Follow the recommended procedures in the manual -
Engine oil - Drain oil, replace filter & oil. Dispose of old oil responsibly (recycle it).
Fuel Tank - look for rusting & contamination. Flush tank with denatured alcohol. If rusted, consider treating fuel tank for rust.
Carburetors - Drain fuel bowls of old fuel
Air filter - Inspect for cleanliness and replace if necessary. If you can't see sunlight through a paper filter it needs to be replaced. Clean foam/oiled filters & re-oil.
Airbox - Wipe/clean out with a damp rag
Intake Boots - Inspect for cracking and replace if necessary
Chain - Inspect - look for broken rollers and cleanliness, clean. Replace if any broken rollers are found. Lubricate with proper chain lube.
Drive sprockets - Replace as a set if worn
Shaft drive oil - Drain and refill with appropriate lube
Fork Seals - ensure that they are not leaking
Fork oil - drain and replace with appropriate fork oil
Rear Shocks - ensure that they are not leaking fluid and have freedom of movement
Brakes - Bleed front & rear brakes, completely replacing the brake fluid & clean out brake reservoirs. Inspect brake rotors and pads for wear & replace if necessary.
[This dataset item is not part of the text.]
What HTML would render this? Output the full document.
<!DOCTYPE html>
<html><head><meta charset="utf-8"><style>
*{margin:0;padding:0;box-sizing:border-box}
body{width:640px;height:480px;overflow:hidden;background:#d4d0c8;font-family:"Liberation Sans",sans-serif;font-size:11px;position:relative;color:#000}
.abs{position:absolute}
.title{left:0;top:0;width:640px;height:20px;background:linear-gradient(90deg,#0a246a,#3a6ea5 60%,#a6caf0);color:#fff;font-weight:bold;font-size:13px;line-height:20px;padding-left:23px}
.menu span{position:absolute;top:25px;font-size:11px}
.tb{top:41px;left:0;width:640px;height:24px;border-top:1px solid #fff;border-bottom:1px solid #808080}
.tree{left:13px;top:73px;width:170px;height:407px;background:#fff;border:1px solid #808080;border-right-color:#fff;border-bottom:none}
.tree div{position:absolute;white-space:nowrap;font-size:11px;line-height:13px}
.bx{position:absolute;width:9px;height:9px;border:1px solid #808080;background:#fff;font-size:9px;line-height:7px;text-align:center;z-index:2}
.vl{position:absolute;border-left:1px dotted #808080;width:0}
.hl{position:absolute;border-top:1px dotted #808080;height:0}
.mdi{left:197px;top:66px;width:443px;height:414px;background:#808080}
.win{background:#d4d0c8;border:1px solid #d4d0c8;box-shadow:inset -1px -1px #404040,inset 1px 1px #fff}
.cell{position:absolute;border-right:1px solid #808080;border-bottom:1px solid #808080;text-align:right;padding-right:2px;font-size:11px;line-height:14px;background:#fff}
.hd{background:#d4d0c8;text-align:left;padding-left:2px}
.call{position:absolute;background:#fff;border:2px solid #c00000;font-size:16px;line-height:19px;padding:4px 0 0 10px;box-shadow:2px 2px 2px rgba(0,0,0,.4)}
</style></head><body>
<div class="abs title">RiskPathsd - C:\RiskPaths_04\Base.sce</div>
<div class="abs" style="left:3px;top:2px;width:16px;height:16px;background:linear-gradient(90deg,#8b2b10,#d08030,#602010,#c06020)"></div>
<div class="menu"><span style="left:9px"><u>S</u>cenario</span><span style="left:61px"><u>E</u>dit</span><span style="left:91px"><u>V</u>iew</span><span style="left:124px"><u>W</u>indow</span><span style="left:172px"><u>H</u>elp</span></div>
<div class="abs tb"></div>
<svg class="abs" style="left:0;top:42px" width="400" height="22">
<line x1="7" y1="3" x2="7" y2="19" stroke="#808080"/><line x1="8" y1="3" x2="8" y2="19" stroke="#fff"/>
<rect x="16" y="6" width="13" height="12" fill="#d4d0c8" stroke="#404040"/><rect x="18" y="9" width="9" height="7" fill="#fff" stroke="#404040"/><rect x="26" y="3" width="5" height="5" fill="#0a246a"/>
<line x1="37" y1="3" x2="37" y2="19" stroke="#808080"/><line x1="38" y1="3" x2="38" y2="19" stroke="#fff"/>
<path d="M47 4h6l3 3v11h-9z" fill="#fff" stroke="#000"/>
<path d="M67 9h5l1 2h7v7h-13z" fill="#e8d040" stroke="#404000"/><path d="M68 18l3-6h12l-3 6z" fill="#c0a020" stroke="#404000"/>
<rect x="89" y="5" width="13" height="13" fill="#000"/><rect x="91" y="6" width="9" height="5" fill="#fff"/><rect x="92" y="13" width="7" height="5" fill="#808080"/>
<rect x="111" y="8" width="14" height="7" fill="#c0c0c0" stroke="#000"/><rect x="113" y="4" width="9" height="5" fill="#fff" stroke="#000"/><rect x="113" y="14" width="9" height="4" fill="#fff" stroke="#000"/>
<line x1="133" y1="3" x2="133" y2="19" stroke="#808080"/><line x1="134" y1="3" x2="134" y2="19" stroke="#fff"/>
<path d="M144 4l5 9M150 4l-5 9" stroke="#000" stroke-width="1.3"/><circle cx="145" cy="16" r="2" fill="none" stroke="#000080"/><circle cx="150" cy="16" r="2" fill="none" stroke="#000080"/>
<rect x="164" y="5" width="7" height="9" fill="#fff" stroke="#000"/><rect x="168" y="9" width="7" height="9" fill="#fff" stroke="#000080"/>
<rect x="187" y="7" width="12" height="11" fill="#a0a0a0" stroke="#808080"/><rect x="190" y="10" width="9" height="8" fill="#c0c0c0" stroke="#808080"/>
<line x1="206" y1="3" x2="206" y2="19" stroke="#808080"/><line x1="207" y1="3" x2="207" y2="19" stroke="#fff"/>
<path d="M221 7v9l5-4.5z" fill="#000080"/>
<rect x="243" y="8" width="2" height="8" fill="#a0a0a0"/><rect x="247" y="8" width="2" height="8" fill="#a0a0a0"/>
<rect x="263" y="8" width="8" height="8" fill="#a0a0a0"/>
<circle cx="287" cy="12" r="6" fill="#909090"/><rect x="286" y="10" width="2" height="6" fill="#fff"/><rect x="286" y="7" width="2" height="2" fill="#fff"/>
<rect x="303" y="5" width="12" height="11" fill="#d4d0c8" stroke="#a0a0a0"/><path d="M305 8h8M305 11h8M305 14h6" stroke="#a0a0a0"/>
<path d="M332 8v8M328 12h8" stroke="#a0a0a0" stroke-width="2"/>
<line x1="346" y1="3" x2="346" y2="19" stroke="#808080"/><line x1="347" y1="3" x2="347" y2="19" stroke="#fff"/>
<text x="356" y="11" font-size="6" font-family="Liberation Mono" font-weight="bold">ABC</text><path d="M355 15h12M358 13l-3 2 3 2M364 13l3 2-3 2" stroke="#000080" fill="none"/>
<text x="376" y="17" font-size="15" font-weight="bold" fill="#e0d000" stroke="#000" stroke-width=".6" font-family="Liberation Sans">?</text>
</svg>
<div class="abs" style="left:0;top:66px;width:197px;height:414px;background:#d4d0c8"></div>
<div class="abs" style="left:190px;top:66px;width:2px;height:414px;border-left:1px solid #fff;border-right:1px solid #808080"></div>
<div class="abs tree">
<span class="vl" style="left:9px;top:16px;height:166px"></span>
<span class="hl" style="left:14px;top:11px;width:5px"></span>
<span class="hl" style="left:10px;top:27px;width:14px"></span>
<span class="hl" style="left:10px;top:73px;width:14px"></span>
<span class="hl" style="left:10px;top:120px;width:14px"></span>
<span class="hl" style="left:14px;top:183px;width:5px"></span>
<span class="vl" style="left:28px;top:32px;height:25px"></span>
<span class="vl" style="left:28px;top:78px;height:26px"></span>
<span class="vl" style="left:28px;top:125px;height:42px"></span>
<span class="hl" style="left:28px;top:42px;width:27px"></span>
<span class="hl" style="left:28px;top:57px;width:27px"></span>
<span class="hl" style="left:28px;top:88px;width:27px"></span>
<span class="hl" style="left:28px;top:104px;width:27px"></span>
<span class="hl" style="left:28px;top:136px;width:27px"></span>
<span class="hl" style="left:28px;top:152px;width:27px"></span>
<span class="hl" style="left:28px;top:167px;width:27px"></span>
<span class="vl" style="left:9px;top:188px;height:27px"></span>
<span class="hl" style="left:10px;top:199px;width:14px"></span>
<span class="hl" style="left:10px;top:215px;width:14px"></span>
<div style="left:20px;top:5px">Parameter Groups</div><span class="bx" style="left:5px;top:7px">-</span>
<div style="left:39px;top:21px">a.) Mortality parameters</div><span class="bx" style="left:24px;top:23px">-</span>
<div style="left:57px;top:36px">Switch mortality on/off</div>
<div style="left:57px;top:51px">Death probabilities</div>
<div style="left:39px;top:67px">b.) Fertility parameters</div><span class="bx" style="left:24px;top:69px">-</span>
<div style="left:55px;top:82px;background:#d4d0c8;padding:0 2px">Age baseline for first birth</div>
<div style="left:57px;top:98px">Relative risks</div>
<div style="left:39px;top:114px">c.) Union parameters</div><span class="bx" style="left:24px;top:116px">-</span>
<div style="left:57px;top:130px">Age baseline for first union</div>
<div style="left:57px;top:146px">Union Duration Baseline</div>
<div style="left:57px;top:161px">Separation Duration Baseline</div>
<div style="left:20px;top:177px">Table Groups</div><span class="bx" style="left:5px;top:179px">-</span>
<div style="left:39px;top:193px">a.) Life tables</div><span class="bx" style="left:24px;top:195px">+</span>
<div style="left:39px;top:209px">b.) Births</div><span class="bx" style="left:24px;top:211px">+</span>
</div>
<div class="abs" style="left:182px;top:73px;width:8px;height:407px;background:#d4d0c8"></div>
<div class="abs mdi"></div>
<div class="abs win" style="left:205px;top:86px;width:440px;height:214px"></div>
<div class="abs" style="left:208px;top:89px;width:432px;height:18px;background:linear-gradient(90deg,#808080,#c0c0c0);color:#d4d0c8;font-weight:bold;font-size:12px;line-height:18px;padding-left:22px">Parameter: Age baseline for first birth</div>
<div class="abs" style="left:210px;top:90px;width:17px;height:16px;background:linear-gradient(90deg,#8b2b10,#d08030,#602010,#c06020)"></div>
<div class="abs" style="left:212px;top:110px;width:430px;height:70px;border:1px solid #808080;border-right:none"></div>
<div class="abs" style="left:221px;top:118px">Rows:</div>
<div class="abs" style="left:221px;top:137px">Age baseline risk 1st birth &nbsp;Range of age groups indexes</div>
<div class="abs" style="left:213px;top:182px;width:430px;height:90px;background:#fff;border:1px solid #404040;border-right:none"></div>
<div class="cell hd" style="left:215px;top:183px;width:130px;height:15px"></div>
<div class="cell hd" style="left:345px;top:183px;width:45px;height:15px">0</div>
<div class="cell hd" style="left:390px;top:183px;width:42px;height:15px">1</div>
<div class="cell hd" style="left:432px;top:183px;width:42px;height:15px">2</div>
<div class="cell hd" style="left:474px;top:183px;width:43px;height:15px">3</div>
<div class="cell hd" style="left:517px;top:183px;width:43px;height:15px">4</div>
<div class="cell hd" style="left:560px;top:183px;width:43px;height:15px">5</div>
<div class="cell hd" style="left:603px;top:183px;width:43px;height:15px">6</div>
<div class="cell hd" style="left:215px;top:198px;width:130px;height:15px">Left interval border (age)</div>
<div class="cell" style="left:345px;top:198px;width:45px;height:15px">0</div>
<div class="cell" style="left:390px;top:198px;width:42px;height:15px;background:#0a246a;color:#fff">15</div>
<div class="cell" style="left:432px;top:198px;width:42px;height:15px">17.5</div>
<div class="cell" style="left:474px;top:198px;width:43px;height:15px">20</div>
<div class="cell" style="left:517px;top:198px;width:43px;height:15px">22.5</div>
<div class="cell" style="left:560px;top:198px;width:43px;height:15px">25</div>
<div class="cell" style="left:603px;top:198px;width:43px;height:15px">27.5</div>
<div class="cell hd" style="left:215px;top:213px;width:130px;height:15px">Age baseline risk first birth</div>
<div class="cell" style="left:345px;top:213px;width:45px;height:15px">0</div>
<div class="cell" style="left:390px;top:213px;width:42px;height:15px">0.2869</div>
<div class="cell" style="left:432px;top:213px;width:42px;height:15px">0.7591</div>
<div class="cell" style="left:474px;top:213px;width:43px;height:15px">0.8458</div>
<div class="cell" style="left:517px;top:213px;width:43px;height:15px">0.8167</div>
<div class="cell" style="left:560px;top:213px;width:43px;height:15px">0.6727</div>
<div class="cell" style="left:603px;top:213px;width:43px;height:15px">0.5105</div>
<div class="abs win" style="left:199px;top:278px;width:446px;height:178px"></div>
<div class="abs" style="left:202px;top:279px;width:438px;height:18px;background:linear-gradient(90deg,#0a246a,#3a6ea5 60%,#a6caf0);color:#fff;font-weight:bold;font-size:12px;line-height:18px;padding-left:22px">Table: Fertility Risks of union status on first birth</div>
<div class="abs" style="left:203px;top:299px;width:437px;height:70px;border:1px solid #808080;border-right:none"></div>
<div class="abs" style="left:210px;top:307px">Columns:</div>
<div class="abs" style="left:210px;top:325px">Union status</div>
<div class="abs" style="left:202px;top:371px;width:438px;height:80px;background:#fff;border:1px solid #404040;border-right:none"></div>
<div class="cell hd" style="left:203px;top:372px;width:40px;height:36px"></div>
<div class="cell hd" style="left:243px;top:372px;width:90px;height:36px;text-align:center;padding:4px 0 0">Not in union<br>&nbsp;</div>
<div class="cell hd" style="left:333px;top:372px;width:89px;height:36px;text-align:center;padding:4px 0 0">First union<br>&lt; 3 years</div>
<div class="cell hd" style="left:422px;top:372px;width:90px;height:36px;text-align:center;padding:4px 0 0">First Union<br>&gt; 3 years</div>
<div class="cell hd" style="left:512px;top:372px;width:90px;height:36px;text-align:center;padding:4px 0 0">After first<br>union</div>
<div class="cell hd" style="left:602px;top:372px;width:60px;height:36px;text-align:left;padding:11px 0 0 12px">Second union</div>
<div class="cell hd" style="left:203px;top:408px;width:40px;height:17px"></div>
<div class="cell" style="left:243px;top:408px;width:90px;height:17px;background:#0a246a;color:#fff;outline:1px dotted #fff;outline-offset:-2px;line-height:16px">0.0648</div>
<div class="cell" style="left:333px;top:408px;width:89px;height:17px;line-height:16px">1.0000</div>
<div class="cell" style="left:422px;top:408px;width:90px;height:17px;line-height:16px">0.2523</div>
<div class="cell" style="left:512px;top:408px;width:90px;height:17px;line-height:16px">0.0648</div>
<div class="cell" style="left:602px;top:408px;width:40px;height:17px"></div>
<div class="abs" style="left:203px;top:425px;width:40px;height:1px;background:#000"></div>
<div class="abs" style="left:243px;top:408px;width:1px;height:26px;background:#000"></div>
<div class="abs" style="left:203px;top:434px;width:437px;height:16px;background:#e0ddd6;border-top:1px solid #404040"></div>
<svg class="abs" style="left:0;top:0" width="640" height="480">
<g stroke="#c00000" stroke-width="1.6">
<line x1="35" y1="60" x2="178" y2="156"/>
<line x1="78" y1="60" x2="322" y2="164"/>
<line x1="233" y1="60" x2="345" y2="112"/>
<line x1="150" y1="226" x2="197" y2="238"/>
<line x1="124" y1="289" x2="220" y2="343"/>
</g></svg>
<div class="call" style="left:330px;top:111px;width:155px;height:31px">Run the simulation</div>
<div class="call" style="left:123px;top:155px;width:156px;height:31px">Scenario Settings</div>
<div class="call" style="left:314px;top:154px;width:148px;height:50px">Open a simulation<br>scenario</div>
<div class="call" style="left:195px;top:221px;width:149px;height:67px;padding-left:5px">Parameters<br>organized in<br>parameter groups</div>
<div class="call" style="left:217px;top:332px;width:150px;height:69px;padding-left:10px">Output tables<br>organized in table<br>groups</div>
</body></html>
Inspect drum brake components and service as necessary. Inspect mechanical cables and replace if frayed or worn. Adjust brake lever pull as recommended. Ensure that brake light works for both front & rear brake application.
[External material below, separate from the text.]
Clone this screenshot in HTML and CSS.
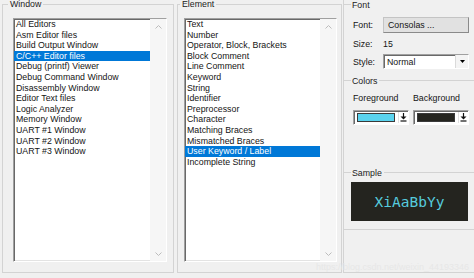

Battery - Replace if it will not hold a charge. If water can be added, used distilled water & charge. Inspect electrical connections and clean as neccessary.
Lights - Ensure that each and every light work properly. Include turn signals, headlight Hi/Low beams, instrument lights.
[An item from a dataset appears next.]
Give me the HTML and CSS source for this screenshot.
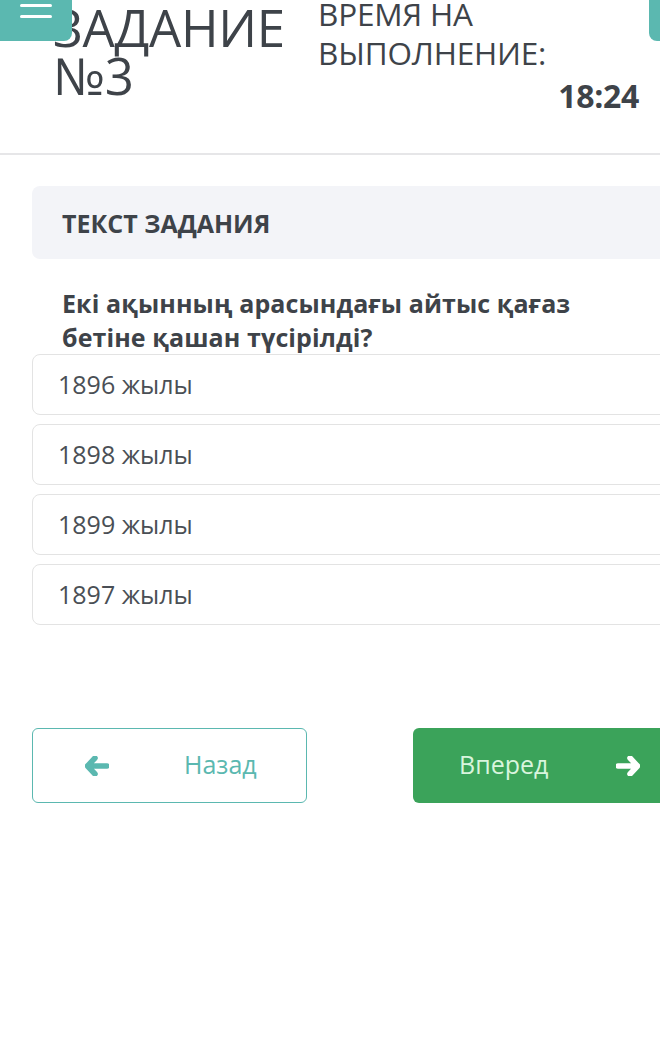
FILE: index.html
```html
<!DOCTYPE html>
<html lang="ru">
<head>
<meta charset="utf-8">
<link rel="stylesheet" href="styles.css">
</head>
<body>
<div class="page">
  <header class="header">
    <button class="menu-btn" aria-label="menu">
      <span class="bar"></span>
      <span class="bar"></span>
    </button>
    <div class="side-tab"></div>
    <h1 class="title">ЗАДАНИЕ<br>№3</h1>
    <div class="timer">
      <div class="timer-label">ВРЕМЯ НА<br>ВЫПОЛНЕНИЕ:</div>
      <div class="timer-value">18:24</div>
    </div>
  </header>
  <main class="content">
    <div class="task-head">ТЕКСТ ЗАДАНИЯ</div>
    <p class="question">Екі ақынның арасындағы айтыс қағаз бетіне қашан түсірілді?</p>
    <ul class="answers">
      <li class="answer">1896 жылы</li>
      <li class="answer">1898 жылы</li>
      <li class="answer">1899 жылы</li>
      <li class="answer">1897 жылы</li>
    </ul>
    <div class="nav">
      <button class="btn btn-back">
        <svg class="arrow" viewBox="0 0 24 20" width="24" height="20"><path d="M10 2 L2.5 10 L10 18 M3 10 H22" fill="none" stroke="currentColor" stroke-width="5.5" stroke-linecap="round" stroke-linejoin="round"/></svg>
        <span>Назад</span>
      </button>
      <button class="btn btn-next">
        <span>Вперед</span>
        <svg class="arrow" viewBox="0 0 24 20" width="24" height="20"><path d="M14 2 L21.5 10 L14 18 M21 10 H2" fill="none" stroke="currentColor" stroke-width="5.5" stroke-linecap="round" stroke-linejoin="round"/></svg>
      </button>
    </div>
  </main>
</div>
</body>
</html>
```
FILE: styles.css
```css
html, body {
  margin: 0;
  padding: 0;
  background: #fff;
  overflow: hidden;
}
body {
  font-family: "Open Sans", "Noto Sans", sans-serif;
  color: #3e4349;
}
.page {
  width: 660px;
  height: 1052px;
  position: relative;
  overflow: hidden;
}
.header {
  position: relative;
  display: flex;
  height: 153px;
  border-bottom: 2px solid #e6e6e8;
  box-sizing: content-box;
}
.menu-btn {
  position: absolute;
  left: 0;
  top: 0;
  width: 72px;
  height: 41px;
  border: none;
  padding: 4px 0 0 20px;
  background: #5bb8b0;
  border-radius: 0 0 8px 0;
  display: flex;
  flex-direction: column;
  gap: 8px;
  z-index: 2;
  box-sizing: border-box;
}
.menu-btn .bar {
  display: block;
  width: 32px;
  height: 3px;
  background: #fff;
  border-radius: 2px;
}
.side-tab {
  position: absolute;
  right: 0;
  top: 0;
  width: 11px;
  height: 41px;
  background: #5bb8b0;
  border-radius: 0 0 0 8px;
}
.title {
  margin: 0;
  padding: 0 0 0 53px;
  font-size: 51px;
  font-weight: 400;
  line-height: 48px;
  width: 265px;
  flex: none;
  margin-top: 3px;
  letter-spacing: -0.3px;
}
.timer {
  display: flex;
  flex-direction: column;
  width: 321px;
  flex: none;
}
.timer-label {
  font-size: 31.5px;
  line-height: 39px;
  margin-top: -6px;
  letter-spacing: -0.2px;
}
.timer-value {
  font-size: 32px;
  font-weight: 700;
  text-align: right;
  line-height: 40px;
  margin-top: 4px;
  letter-spacing: -0.3px;
}
.content {
  padding: 31px 0 0 32px;
  width: 700px;
}
.task-head {
  background: #f3f4f8;
  border-radius: 8px;
  height: 73px;
  display: flex;
  align-items: center;
  padding-left: 30px;
  font-size: 25px;
  font-weight: 700;
  letter-spacing: 0;
}
.question {
  margin: 27px 0 0 0;
  padding-left: 30px;
  font-size: 25px;
  font-weight: 700;
  line-height: 34px;
  width: 570px;
  letter-spacing: 0.1px;
}
.answers {
  list-style: none;
  margin: 0;
  padding: 0;
  display: flex;
  flex-direction: column;
  gap: 9px;
}
.answer {
  height: 61px;
  box-sizing: border-box;
  border: 1px solid #e3e3e3;
  border-radius: 8px;
  display: flex;
  align-items: center;
  padding-left: 25px;
  padding-bottom: 2px;
  font-size: 25px;
  color: #4a4f55;
}
.nav {
  display: flex;
  gap: 106px;
  margin-top: 103px;
}
.btn {
  height: 75px;
  border-radius: 6px;
  font-family: inherit;
  font-size: 25px;
  display: flex;
  align-items: center;
  box-sizing: border-box;
  cursor: pointer;
}
.btn span {
  padding-bottom: 4px;
}
.btn-back {
  width: 275px;
  background: #fff;
  border: 1px solid #5bb8b0;
  color: #5bb8b0;
  padding: 0 0 0 52px;
}
.btn-back span {
  margin-left: 75px;
}
.btn-next {
  width: 280px;
  background: #3ba35a;
  border: none;
  color: #d9f5de;
  padding: 0 0 0 46px;
}
.btn-next .arrow {
  color: #fff;
  margin-left: 68px;
}
```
Ignition - Replace the spark plugs and inspect the ignition cables to each plug. Replace if cracked. Inspect each cable connection at the coils & plugs for corrosion & clean if necessary.
Tires - Inspect for dry rot - replace if ANY dry rot cracking is found. Ensure that tires are not excessively worn & are properly inflated. Replace valve stems.
Seat/Saddle - Treat leather with appropriate conditioner
Controls - Ensure that throttle & clutch cables rae not binding
Exhaust - Ensure that exhaust is tight to engine & frame & that outlets are not blocked.
Steering Stem Bearings - Ensure that full travel is available and that there is no excessive grinding or bearing play.

FLUIDS

All fluids should be replaced with the fluids recommended in the owners manual. If you do not have your owners manual, ask in the forums what is recommended - a forum member should be able to tell you what their manual recommends.
Fluids that should be replace are:
Fuel
Engine oil (with a new filter)
Front & rear brake fluid
Fork oil
Shaft drive lube

TECHNIQUES

There are sometimes multiple ways to do any procedure.
Follow the service manual as a minimum and use other member recommendations as you feel necessary. If unsure, ALWAYS follow the service manual.